An anopheline mosquito can lay eggs in a hoofprint of an animal or the water collected in a flower, such as a bromeliad. Anopheline mosquitoes are clean water mosquitoes. As a result, you probably won't find them in latrines, which are dirty water. Yet, any operations researcher will tell you that if you don't knock the mozzies out of the john, too, while you're at it, the locals won't think you've eliminated mosquitoes transmitting malaria.

In late 1995 and early 1996, the Yanomami people of the northern Amazon jungle lost at least a quarter of their population to a malaria outbreak when a flood forced them together on high ground where transmission became rampant. Especially vulnerable in the weakened and stressed state, malaria threatens to push many aboriginal peoples to extinction. Trading the nets treated with the long lasting insecticides into the jungle may help to save such tribes from extinction.

Many island populations in the South Pacific would not use white mosquito nets because they looked like shrouds.

Some studies of promoting insecticide treated nets cost the promoters over $50 per net sold into the community. They could have given 10-20 nets for the price of promotions alone.

Many tropical peoples sleep under nets so that any snakes falling from the rafters in the night fall onto the nets and hence off the beds rather than falling into their bed. Personally, I hate it when that happens.

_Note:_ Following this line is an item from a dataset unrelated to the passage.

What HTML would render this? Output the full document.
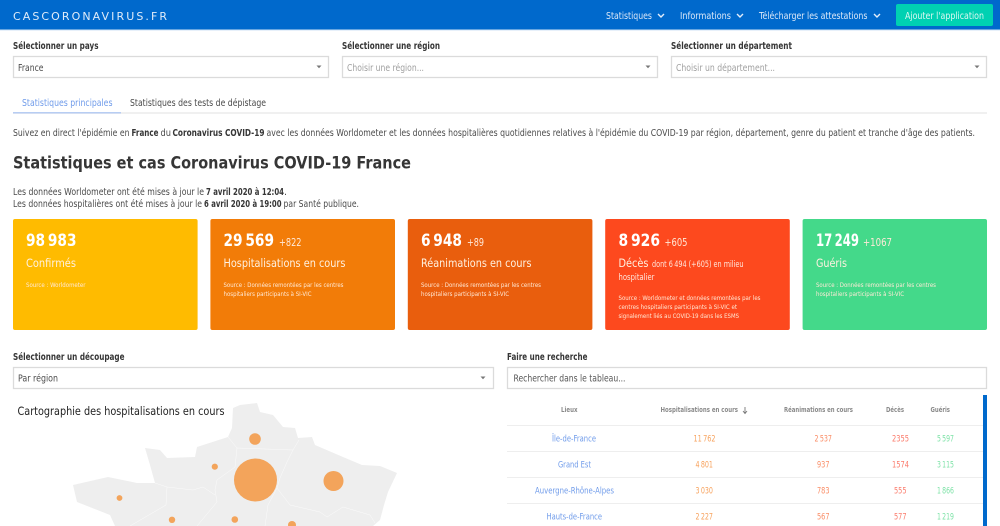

The first mass use of Insecticide Treated Nets was is communist China. Millions of mosquito nets were issued and treated and malaria rates plummeted. Western researchers were not able to study the efforts in detail, despite the success of the campaign.

Resistant strains of malaria may have originated in the Vietnam War because of the widespread and consistent use of medicines by soldiers to prevent malaria. When the parasite learned resistance to those drugs, it learned how to resist the poisons we humans took to kill it. Thus, multidrug resistant malaria was born.

Artemisinin, the Chinese herbal medicine now a mainstream malaria drug, is often refined as a home remedy by soaking the artemisia plant in gasoline. Researchers want to experiment with wild colors on nets to distinguish between nets that are given away and the nets that are for purchase in the marketplace. The different colored nets would be easier to spot as they 'leak' into the marketplace.

In 1900 Malaria was a major cause of childhood mortality in the US.

The Battle of New Orleans during the War of 1812 was delayed because
soldiers on both sides were so sick with malaria.

Mussolini did more than make the trains run on time, he drained the
swamps between Rome and the sea, reducing malaria dramatically.

Greece, Spain and the rest of the Mediterranean coast became much more popular a tourist destination after Malaria was eliminated in the 1960's.

Archaeological evidence confirms that Malaria played a significant role in the downfall of both the Roman and Greek civilizations.

Alexander the Great was long thought to have died from malaria. Reports of crows dying all around Baghdad at the time were seen as ill omens suggest reinterpretion. Is Alexander's death attributable to an outbreak of West Nile Virus?

The Tennessee Valley Authority Project was conceived in large part to control malaria. Malaria was not cleared from the South until the 1950's.

Washington, DC was riddled with malaria. Until well into the 20th
century those who could afford to leave Washington, DC in the summers did so, as much to avoid malaria as the heat.